*AIM*:
Gather up the lines that contain "styles".
-- begin PROVIDED INFORMATION --
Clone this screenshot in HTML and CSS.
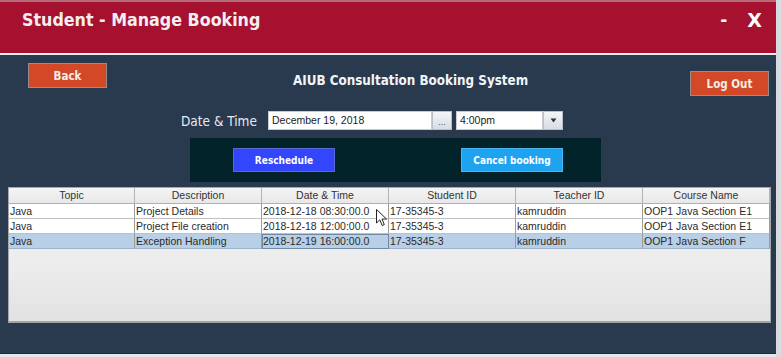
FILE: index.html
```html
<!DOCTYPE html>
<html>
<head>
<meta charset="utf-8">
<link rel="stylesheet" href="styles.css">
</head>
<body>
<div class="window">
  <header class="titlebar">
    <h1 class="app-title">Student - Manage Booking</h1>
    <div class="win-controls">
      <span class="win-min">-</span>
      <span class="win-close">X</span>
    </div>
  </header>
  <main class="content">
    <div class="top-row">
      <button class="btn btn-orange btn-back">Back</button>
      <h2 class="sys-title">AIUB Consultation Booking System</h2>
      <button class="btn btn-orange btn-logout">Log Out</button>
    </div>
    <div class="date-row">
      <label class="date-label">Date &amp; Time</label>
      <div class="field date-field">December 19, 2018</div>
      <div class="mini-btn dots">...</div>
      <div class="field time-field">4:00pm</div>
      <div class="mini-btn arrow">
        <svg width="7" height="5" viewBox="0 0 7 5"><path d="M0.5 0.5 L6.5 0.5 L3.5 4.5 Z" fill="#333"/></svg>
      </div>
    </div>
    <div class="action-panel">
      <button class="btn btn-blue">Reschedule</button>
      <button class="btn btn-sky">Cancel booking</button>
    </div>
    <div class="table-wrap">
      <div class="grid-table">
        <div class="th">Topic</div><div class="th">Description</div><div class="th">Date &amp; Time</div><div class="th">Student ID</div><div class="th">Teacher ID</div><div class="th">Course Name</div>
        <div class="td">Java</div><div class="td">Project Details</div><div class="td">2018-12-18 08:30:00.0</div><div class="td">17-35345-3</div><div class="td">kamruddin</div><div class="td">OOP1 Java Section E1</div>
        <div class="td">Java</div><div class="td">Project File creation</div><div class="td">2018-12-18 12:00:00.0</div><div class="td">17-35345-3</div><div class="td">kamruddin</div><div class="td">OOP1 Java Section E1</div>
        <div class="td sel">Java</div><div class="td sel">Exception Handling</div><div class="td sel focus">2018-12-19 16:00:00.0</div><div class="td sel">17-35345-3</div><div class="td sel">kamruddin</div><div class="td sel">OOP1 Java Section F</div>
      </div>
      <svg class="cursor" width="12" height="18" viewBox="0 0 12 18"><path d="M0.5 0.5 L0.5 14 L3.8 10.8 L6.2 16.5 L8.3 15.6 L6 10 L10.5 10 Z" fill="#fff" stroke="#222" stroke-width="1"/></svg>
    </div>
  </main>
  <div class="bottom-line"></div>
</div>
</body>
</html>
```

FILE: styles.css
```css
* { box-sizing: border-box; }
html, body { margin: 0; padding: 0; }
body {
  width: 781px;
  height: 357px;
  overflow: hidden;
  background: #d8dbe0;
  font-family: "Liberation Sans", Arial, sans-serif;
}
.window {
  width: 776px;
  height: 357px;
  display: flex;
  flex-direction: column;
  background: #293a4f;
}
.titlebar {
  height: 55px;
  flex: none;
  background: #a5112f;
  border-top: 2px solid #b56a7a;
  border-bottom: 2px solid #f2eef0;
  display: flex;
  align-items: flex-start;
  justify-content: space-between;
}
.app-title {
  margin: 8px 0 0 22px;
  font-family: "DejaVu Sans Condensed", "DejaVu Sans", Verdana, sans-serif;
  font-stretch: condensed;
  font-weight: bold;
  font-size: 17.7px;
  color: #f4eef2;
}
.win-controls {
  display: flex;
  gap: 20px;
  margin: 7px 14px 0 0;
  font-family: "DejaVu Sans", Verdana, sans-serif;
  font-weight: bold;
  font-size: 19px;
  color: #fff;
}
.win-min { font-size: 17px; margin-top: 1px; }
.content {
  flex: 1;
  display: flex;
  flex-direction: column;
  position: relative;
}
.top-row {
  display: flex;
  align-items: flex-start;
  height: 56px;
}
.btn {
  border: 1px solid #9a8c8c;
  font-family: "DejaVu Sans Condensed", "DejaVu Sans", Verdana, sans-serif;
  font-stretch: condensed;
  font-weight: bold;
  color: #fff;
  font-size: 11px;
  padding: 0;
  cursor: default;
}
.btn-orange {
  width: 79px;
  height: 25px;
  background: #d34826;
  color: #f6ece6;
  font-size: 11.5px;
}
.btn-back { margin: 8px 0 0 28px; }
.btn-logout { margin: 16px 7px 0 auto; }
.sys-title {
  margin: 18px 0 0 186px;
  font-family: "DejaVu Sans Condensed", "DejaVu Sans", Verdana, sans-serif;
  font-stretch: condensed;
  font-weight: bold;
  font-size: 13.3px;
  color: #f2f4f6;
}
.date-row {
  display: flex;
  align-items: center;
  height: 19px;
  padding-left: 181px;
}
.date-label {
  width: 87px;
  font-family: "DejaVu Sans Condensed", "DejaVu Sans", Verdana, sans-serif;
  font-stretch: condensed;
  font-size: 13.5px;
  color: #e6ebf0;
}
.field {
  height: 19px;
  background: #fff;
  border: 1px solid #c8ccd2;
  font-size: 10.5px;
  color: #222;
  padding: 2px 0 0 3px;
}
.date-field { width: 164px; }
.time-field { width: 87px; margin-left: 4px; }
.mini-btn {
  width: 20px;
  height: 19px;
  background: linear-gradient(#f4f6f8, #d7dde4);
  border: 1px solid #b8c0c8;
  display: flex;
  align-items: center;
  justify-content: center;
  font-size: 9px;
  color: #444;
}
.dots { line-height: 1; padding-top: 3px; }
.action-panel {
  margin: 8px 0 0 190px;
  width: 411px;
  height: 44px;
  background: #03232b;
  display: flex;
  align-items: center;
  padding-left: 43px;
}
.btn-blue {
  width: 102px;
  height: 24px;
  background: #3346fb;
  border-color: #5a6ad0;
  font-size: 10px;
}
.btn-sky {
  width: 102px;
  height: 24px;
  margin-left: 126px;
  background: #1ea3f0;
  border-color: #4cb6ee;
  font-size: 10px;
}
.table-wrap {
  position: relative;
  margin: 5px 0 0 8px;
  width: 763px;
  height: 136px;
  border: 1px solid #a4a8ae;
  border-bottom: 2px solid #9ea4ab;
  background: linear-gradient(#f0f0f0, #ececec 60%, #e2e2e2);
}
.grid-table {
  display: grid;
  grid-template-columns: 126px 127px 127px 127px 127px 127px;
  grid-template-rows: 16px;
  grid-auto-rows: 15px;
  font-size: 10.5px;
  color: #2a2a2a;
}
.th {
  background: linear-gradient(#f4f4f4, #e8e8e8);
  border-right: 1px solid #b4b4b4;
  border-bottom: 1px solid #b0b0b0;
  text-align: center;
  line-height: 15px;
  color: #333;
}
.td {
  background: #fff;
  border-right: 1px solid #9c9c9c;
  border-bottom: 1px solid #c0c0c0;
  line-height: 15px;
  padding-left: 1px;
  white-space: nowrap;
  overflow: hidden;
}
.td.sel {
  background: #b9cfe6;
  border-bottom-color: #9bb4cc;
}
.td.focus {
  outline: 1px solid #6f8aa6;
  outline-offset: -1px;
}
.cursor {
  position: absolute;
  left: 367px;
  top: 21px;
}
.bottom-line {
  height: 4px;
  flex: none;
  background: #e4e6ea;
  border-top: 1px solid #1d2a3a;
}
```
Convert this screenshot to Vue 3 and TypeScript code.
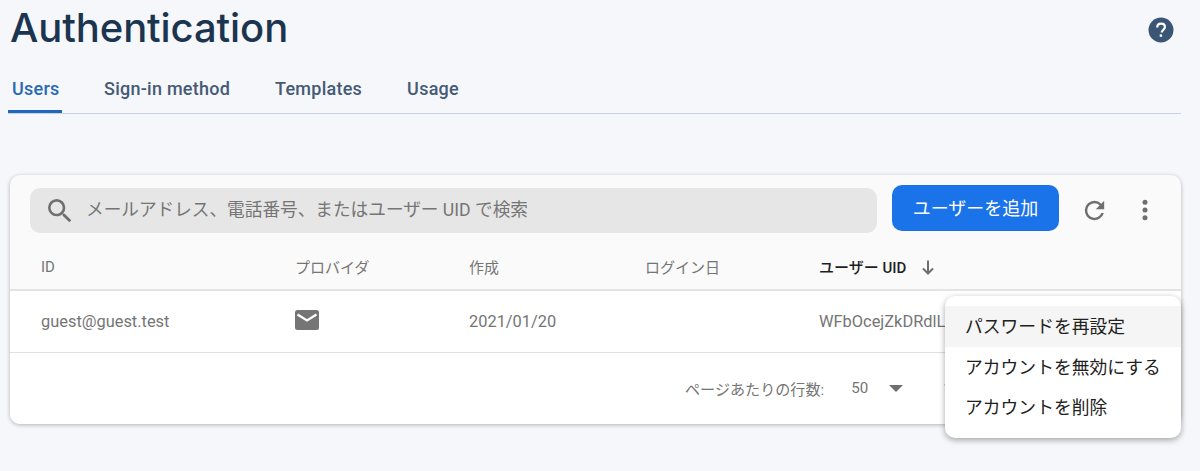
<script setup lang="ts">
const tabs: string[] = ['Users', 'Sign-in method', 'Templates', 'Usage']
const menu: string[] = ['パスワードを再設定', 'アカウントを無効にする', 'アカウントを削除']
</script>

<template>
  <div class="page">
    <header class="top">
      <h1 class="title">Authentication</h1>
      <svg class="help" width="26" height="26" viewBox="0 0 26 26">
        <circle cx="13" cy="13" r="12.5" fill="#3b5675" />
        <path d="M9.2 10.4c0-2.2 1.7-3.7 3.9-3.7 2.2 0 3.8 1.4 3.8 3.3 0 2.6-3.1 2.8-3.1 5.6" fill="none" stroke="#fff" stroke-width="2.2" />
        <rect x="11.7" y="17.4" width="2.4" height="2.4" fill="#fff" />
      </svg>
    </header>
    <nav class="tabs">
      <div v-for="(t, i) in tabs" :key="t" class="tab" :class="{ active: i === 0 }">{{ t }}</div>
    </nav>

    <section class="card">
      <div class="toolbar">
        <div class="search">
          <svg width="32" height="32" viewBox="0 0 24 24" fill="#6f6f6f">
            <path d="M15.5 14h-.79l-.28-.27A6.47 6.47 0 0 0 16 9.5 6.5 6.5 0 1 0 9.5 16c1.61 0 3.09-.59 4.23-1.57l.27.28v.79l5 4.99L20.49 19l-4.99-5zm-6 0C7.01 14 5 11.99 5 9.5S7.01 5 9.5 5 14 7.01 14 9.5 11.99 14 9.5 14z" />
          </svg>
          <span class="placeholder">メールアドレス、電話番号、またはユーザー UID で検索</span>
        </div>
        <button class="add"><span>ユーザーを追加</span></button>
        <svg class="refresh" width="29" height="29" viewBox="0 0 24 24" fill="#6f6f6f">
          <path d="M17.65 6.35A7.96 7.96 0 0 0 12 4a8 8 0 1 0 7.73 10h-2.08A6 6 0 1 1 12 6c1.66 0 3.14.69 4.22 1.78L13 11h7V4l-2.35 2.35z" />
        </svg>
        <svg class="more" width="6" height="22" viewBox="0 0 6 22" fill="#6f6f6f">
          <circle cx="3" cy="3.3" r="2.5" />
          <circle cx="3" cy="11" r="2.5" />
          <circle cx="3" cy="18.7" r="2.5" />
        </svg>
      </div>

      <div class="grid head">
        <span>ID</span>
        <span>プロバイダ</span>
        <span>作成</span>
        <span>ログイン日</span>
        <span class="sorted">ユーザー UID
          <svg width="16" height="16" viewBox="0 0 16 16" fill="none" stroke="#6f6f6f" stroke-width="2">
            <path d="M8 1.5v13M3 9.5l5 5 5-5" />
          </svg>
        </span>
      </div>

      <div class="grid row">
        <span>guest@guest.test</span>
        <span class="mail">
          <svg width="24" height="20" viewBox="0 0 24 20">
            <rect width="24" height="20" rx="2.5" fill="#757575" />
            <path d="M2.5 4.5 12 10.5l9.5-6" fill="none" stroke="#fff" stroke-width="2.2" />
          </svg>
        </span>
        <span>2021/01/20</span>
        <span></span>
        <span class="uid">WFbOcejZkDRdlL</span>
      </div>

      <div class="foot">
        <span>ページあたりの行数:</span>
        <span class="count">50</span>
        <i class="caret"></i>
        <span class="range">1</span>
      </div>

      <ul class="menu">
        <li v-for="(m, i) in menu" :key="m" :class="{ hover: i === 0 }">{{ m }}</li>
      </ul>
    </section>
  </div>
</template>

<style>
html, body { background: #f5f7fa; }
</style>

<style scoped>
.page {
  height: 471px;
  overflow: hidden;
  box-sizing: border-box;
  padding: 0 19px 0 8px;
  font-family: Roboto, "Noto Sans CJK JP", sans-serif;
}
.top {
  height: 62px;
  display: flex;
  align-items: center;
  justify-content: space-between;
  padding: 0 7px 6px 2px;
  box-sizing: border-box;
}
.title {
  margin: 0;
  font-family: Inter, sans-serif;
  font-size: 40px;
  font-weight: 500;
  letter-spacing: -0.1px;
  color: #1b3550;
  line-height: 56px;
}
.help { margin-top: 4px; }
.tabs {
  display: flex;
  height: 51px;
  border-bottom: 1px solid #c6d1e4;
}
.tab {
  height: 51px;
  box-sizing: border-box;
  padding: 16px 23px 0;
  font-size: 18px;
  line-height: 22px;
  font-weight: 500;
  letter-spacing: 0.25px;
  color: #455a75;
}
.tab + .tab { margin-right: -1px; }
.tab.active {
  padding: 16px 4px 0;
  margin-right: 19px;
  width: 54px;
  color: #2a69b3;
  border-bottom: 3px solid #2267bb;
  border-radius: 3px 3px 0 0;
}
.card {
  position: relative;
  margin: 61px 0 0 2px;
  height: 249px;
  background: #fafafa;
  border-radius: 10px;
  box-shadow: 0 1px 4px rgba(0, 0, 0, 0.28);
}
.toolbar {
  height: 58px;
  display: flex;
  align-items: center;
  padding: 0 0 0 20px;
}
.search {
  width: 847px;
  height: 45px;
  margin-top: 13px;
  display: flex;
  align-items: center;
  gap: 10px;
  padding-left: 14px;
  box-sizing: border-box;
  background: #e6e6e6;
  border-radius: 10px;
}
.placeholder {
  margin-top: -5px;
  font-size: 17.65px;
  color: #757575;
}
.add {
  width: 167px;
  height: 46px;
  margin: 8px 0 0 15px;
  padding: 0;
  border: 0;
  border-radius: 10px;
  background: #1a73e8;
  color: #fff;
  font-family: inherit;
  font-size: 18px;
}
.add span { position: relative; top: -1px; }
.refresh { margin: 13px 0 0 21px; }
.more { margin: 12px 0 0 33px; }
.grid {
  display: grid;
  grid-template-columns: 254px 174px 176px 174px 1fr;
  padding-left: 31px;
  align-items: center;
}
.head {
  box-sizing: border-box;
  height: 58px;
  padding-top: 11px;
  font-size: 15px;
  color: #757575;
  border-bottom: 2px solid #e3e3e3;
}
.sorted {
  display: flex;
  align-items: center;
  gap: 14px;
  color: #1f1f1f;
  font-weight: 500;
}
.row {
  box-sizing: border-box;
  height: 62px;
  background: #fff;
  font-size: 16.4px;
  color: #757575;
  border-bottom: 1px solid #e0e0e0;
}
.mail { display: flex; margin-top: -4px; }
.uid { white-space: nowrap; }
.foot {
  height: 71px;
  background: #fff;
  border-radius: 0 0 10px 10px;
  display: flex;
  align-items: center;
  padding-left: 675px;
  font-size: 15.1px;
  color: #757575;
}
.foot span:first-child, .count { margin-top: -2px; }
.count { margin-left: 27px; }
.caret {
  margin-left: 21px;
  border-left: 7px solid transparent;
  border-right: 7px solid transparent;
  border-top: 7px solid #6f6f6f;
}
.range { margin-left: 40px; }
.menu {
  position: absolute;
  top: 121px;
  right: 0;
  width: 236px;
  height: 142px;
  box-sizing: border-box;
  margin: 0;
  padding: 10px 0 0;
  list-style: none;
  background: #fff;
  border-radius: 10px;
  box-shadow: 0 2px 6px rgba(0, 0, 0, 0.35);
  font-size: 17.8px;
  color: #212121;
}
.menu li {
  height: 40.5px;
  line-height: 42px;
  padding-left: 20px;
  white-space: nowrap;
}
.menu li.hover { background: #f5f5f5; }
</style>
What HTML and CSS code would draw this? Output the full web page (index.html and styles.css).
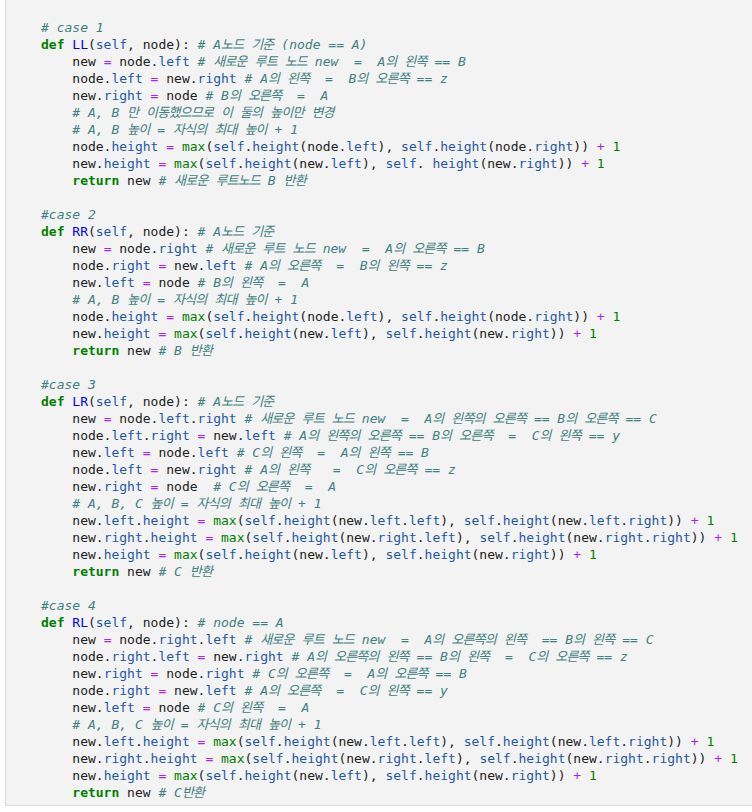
-- end PROVIDED INFORMATION --
*WRITTEN SOLUTION*:
<link rel="stylesheet" href="styles.css">
FILE: styles.css
What HTML and CSS code would draw this? Output the full web page (index.html and styles.css).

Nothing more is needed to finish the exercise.